If you find yourself staying up while your spouse is in bed because of a video game you want to finish or a television show you want to watch or you're chatting in a room, whit people you neither really know nor care about, you need to ask yourself, "What am I avoiding with this behavior?" Just as important, ask yourself, "What am I missing out on by not going to bed with my spouse?"

By the way it's not just men who have this issue. The fasting growing demographic of on line gambling is women.

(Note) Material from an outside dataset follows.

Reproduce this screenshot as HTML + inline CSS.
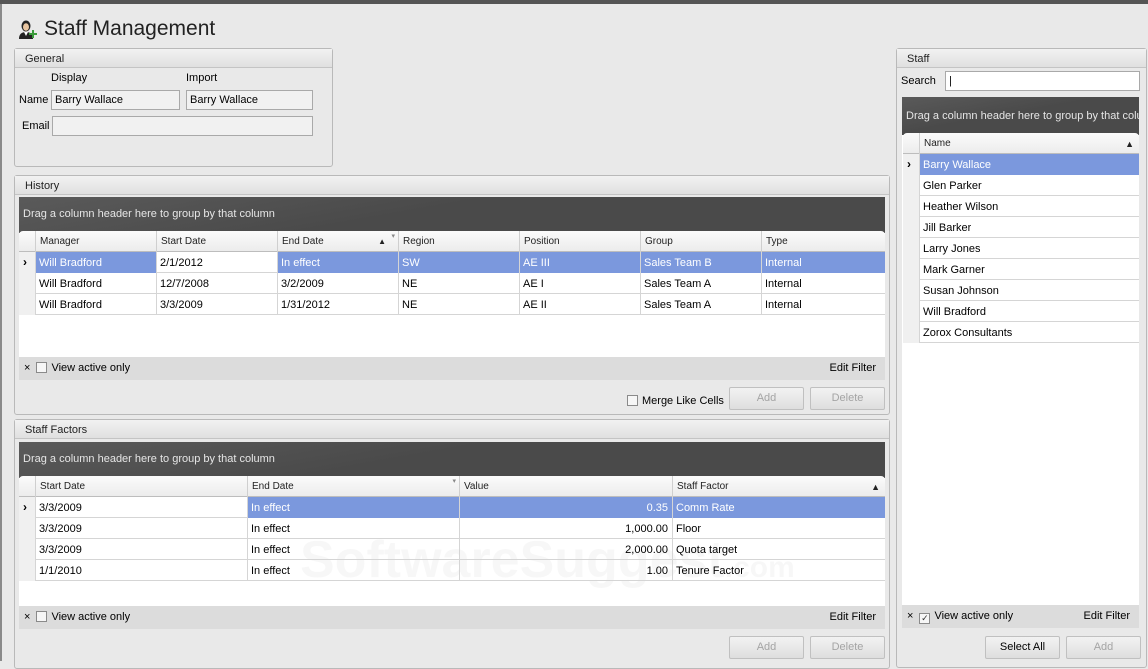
<!DOCTYPE html>
<html><head><meta charset="utf-8">
<style>
*{box-sizing:border-box;margin:0;padding:0}
body{width:1148px;height:661px;overflow:hidden;background:#e9e9e9;font-family:"Liberation Sans",Tahoma,sans-serif;font-size:11px;color:#000;position:relative}
.a{position:absolute}
.panel{position:absolute;border:1px solid #b9b9b9;border-radius:3px;background:#e9e9e9}
.ph{position:absolute;left:0;right:0;top:0;height:19px;background:linear-gradient(#f2f2f2,#e0e0e0);border-bottom:1px solid #c4c4c4;padding-left:10px;line-height:20px;font-size:11px;color:#222}
.inp{position:absolute;background:#f1f1f1;border:1px solid #a9a9a9;padding-left:3px;line-height:18px;font-size:11px}
.dark{position:absolute;background:linear-gradient(170deg,#5a5a5a 0%,#4a4a4a 45%,#4a4a4a 100%);color:#e6e6e6;padding-left:4px;font-size:11px}
.hdr{position:absolute;height:21px;background:linear-gradient(#fbfbfb,#ececec);border-bottom:1px solid #bdbdbd;border-top-left-radius:4px;border-top-right-radius:4px}
.hc{position:absolute;top:0;height:21px;line-height:22px;border-left:1px solid #cfcfcf;padding-left:4px;font-size:10px;color:#222}
.row{position:absolute;height:21px;background:#fff;border-bottom:1px solid #d5d5d5}
.c{position:absolute;top:0;height:21px;line-height:22px;border-left:1px solid #d5d5d5;padding-left:3px;white-space:nowrap;overflow:hidden}
.sel{background:#7b98dd;color:#fff}
.ind{position:absolute;top:0;left:0;width:16px;height:21px;background:#f0f0f0;line-height:21px;font-weight:bold;font-size:12px;padding-left:4px}
.fb{position:absolute;background:#dcdcdc;height:23px;line-height:23px}
.cb{display:inline-block;width:11px;height:11px;border:1px solid #8a8a8a;background:#f6f6f6;vertical-align:-2px;margin-right:4px}
.btn{position:absolute;height:23px;border:1px solid #c0c0c0;border-radius:2px;background:linear-gradient(#f2f2f2,#dedede);color:#a4a4a4;text-align:center;line-height:21px}
</style></head><body>
<div class="a" style="left:0;top:0;width:1148px;height:4px;background:#555"></div>
<div class="a" style="left:0;top:4px;width:2px;height:657px;background:#8a8a8a"></div>
<svg class="a" style="left:15px;top:18px" width="22" height="22" viewBox="0 0 22 22">
<path d="M4 21 Q4 14 11 14 Q18 14 18 21Z" fill="#222"/>
<path d="M9 14 L11 18 L13 14Z" fill="#fff"/>
<ellipse cx="11" cy="8" rx="4.5" ry="5.5" fill="#222"/>
<ellipse cx="11" cy="9" rx="3" ry="3.8" fill="#e8c5a0"/>
<path d="M14 15h3v-3h2v3h3v2h-3v3h-2v-3h-3z" fill="#3a9a3a"/>
</svg>
<div class="a" style="left:44px;top:17px;font-size:21px;color:#222">Staff Management</div>

<!-- General -->
<div class="panel" style="left:14px;top:48px;width:319px;height:119px">
<div class="ph">General</div>
</div>
<div class="a" style="left:51px;top:72px">Display</div>
<div class="a" style="left:186px;top:72px">Import</div>
<div class="a" style="left:19px;top:94px">Name</div>
<div class="inp" style="left:51px;top:90px;width:129px;height:20px">Barry Wallace</div>
<div class="inp" style="left:186px;top:90px;width:127px;height:20px">Barry Wallace</div>
<div class="a" style="left:22px;top:120px">Email</div>
<div class="inp" style="left:52px;top:116px;width:261px;height:20px"></div>

<!-- History -->
<div class="panel" style="left:14px;top:175px;width:876px;height:240px"><div class="ph">History</div></div>
<div class="a" style="left:19px;top:197px;width:866px;height:160px;background:#fff"></div>
<div class="dark" style="left:19px;top:197px;width:866px;height:36px;line-height:34px">Drag a column header here to group by that column</div>
<div class="hdr" style="left:19px;top:231px;width:866px">
<div class="hc" style="left:16px">Manager</div><div class="hc" style="left:137px">Start Date</div>
<div class="hc" style="left:258px;width:121px">End Date<span style="position:absolute;right:12px;font-size:8px">▲</span><span style="position:absolute;right:3px;top:-5px;font-size:7px;color:#888">▾</span></div>
<div class="hc" style="left:379px">Region</div><div class="hc" style="left:500px">Position</div><div class="hc" style="left:621px">Group</div><div class="hc" style="left:742px">Type</div>
</div>
<div class="row" style="left:19px;top:252px;width:866px"><div class="ind">›</div>
<div class="c sel" style="left:16px;width:121px">Will Bradford</div><div class="c" style="left:137px;width:121px">2/1/2012</div><div class="c sel" style="left:258px;width:608px">In effect</div>
<div class="c sel" style="left:379px">SW</div><div class="c sel" style="left:500px">AE III</div><div class="c sel" style="left:621px">Sales Team B</div><div class="c sel" style="left:742px;width:124px">Internal</div></div>
<div class="row" style="left:19px;top:273px;width:866px"><div class="ind"></div>
<div class="c" style="left:16px">Will Bradford</div><div class="c" style="left:137px">12/7/2008</div><div class="c" style="left:258px">3/2/2009</div><div class="c" style="left:379px">NE</div><div class="c" style="left:500px">AE I</div><div class="c" style="left:621px">Sales Team A</div><div class="c" style="left:742px">Internal</div></div>
<div class="row" style="left:19px;top:294px;width:866px"><div class="ind"></div>
<div class="c" style="left:16px">Will Bradford</div><div class="c" style="left:137px">3/3/2009</div><div class="c" style="left:258px">1/31/2012</div><div class="c" style="left:379px">NE</div><div class="c" style="left:500px">AE II</div><div class="c" style="left:621px">Sales Team A</div><div class="c" style="left:742px">Internal</div></div>
<div class="fb" style="left:19px;top:357px;width:866px"><span style="margin-left:5px;margin-right:6px">×</span><span class="cb"></span>View active only<span style="position:absolute;right:9px">Edit Filter</span></div>
<div class="a" style="left:627px;top:395px"><span class="cb"></span>Merge Like Cells</div>
<div class="btn" style="left:729px;top:387px;width:75px">Add</div>
<div class="btn" style="left:810px;top:387px;width:75px">Delete</div>

<!-- Staff Factors -->
<div class="panel" style="left:14px;top:419px;width:876px;height:250px"><div class="ph">Staff Factors</div></div>
<div class="a" style="left:19px;top:442px;width:866px;height:164px;background:#fff"></div>
<div class="dark" style="left:19px;top:442px;width:866px;height:36px;line-height:34px">Drag a column header here to group by that column</div>
<div class="hdr" style="left:19px;top:476px;width:866px">
<div class="hc" style="left:16px">Start Date</div>
<div class="hc" style="left:228px;width:212px">End Date<span style="position:absolute;right:3px;top:-5px;font-size:7px;color:#888">▾</span></div>
<div class="hc" style="left:440px">Value</div>
<div class="hc" style="left:653px;width:213px">Staff Factor<span style="position:absolute;right:5px;font-size:9px">▲</span></div>
</div>
<div class="a" style="left:300px;top:530px;font-size:52px;font-weight:bold;color:rgba(0,0,0,0.03);white-space:nowrap">SoftwareSuggest<span style="font-size:30px">.com</span></div>
<div class="row" style="left:19px;top:497px;width:866px"><div class="ind">›</div>
<div class="c" style="left:16px;width:212px">3/3/2009</div><div class="c sel" style="left:228px;width:212px">In effect</div><div class="c sel" style="left:440px;width:213px;text-align:right;padding-right:4px">0.35</div><div class="c sel" style="left:653px;width:213px">Comm Rate</div></div>
<div class="row" style="left:19px;top:518px;width:866px;background:transparent"><div class="ind"></div>
<div class="c" style="left:16px">3/3/2009</div><div class="c" style="left:228px">In effect</div><div class="c" style="left:440px;width:213px;text-align:right;padding-right:4px">1,000.00</div><div class="c" style="left:653px">Floor</div></div>
<div class="row" style="left:19px;top:539px;width:866px;background:transparent"><div class="ind"></div>
<div class="c" style="left:16px">3/3/2009</div><div class="c" style="left:228px">In effect</div><div class="c" style="left:440px;width:213px;text-align:right;padding-right:4px">2,000.00</div><div class="c" style="left:653px">Quota target</div></div>
<div class="row" style="left:19px;top:560px;width:866px;background:transparent"><div class="ind"></div>
<div class="c" style="left:16px">1/1/2010</div><div class="c" style="left:228px">In effect</div><div class="c" style="left:440px;width:213px;text-align:right;padding-right:4px">1.00</div><div class="c" style="left:653px">Tenure Factor</div></div>
<div class="fb" style="left:19px;top:606px;width:866px"><span style="margin-left:5px;margin-right:6px">×</span><span class="cb"></span>View active only<span style="position:absolute;right:9px">Edit Filter</span></div>
<div class="btn" style="left:729px;top:636px;width:75px">Add</div>
<div class="btn" style="left:810px;top:636px;width:75px">Delete</div>

<!-- Staff -->
<div class="panel" style="left:896px;top:48px;width:251px;height:620px"><div class="ph">Staff</div></div>
<div class="a" style="left:901px;top:75px">Search</div>
<div class="inp" style="left:945px;top:71px;width:195px;height:20px;background:#fff">|</div>
<div class="a" style="left:902px;top:97px;width:237px;height:508px;background:#fff"></div>
<div class="dark" style="left:902px;top:97px;width:237px;height:38px;line-height:38px;white-space:nowrap;overflow:hidden">Drag a column header here to group by that column</div>
<div class="hdr" style="left:903px;top:133px;width:236px"><div class="hc" style="left:16px;width:220px">Name<span style="position:absolute;right:5px;font-size:9px">▲</span></div></div>
<div class="row" style="left:903px;top:154px;width:236px"><div class="ind">›</div><div class="c sel" style="left:16px;width:220px">Barry Wallace</div></div>
<div class="row" style="left:903px;top:175px;width:236px"><div class="ind"></div><div class="c" style="left:16px">Glen Parker</div></div>
<div class="row" style="left:903px;top:196px;width:236px"><div class="ind"></div><div class="c" style="left:16px">Heather Wilson</div></div>
<div class="row" style="left:903px;top:217px;width:236px"><div class="ind"></div><div class="c" style="left:16px">Jill Barker</div></div>
<div class="row" style="left:903px;top:238px;width:236px"><div class="ind"></div><div class="c" style="left:16px">Larry Jones</div></div>
<div class="row" style="left:903px;top:259px;width:236px"><div class="ind"></div><div class="c" style="left:16px">Mark Garner</div></div>
<div class="row" style="left:903px;top:280px;width:236px"><div class="ind"></div><div class="c" style="left:16px">Susan Johnson</div></div>
<div class="row" style="left:903px;top:301px;width:236px"><div class="ind"></div><div class="c" style="left:16px">Will Bradford</div></div>
<div class="row" style="left:903px;top:322px;width:236px"><div class="ind"></div><div class="c" style="left:16px">Zorox Consultants</div></div>
<div class="fb" style="left:902px;top:605px;width:237px"><span style="margin-left:5px;margin-right:6px">×</span><span class="cb" style="text-align:center;line-height:9px;font-size:9px;color:#333">✓</span>View active only<span style="position:absolute;right:9px">Edit Filter</span></div>
<div class="btn" style="left:985px;top:636px;width:75px;color:#000">Select All</div>
<div class="btn" style="left:1066px;top:636px;width:75px">Add</div>
</body></html>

A recent answer on a yahoo message board explained it well when asked this question.
"We had both been married before when we married each other several years ago. Before we married, we sat down and discussed the things that had gone wrong in our first marriages and talked about how not to repeat them. One of the issues that arose is that we had both had spouses who did not go to bed at the same time as us. My husband's first wife had used it as an avoidance tactic; he was always asleep by the time she came to bed.
We vowed to go to bed at the same time, and we always do. Sometimes it means that one of us has to compromise. My husband is an Army officer and when he comes home from a deployment or exercise he can be whacked by 8.00p.m but we STILL go to bed together. It truly makes a difference. We read, make love... talk things over....It always signals an especially close time when one of us says 'time for bed?' time for just us, alone together."

Do yourself and your relationship a favor this new year. Make a commitment to getting to bed together as often as possible this year. I guarantee it will change your relationship for the better.

Renewing you!

The end of a year always seams like a great time for reflection as the approaching new year gives us the opportunity to renew. So take the time this week to sit down and take inventory of what it is you did this last year and what it is you want to accomplish this next year. Celebrate those things you did great at last year. Congratulate yourself for a job well done in specific areas and then write down how you would like to improve on them for next year. If you had a few things you fell short on last year, don't focus on them, just renew your commitment for the new year or realize you don't really want to focus on it this year and forget about it all together.

Goals or resolutions are not supposed to be something that depresses you if you don't make them, they are supposed to be a motivator for change. If every year you make the same resolution or goal only because you failed at accomplishing it last year and the year before that and the year before that, then maybe you should change the goal or even stop focusing on it all together. Why do you keep beating your self up for something you obviously don't really want to do in the first place.

If you really do want to make a change then make the reason for that change bigger. Make the WHY you want to do this bigger the your excuse not to. A lot of people set the goal to loose weight. It usually has to do with vanity more then health. However, if the WHY was truly because you see your health declining, blood pressure on the rise or you being a candidate for diabetes or heart failure, you probably would focus on that as your "why" as opposed to wanting to look good in a bathing suit.
Here's another idea about the weight thing. Don't set a goal to "loose" the weight. Most things that are "lost" tend to have a way of being found again. Release the weight from your life, therefore you won't go looking to find it again.

Sit down with yourself and your spouse and figure out what you want to renew about yourself this year. What personally do you want to gain or release from your life as well as as a couple. What financially do you want to gain or are their goals you set you want to renew.

Goal setting as a couple is vital to knowing where you want to go together. What you what to do or accomplish as a family.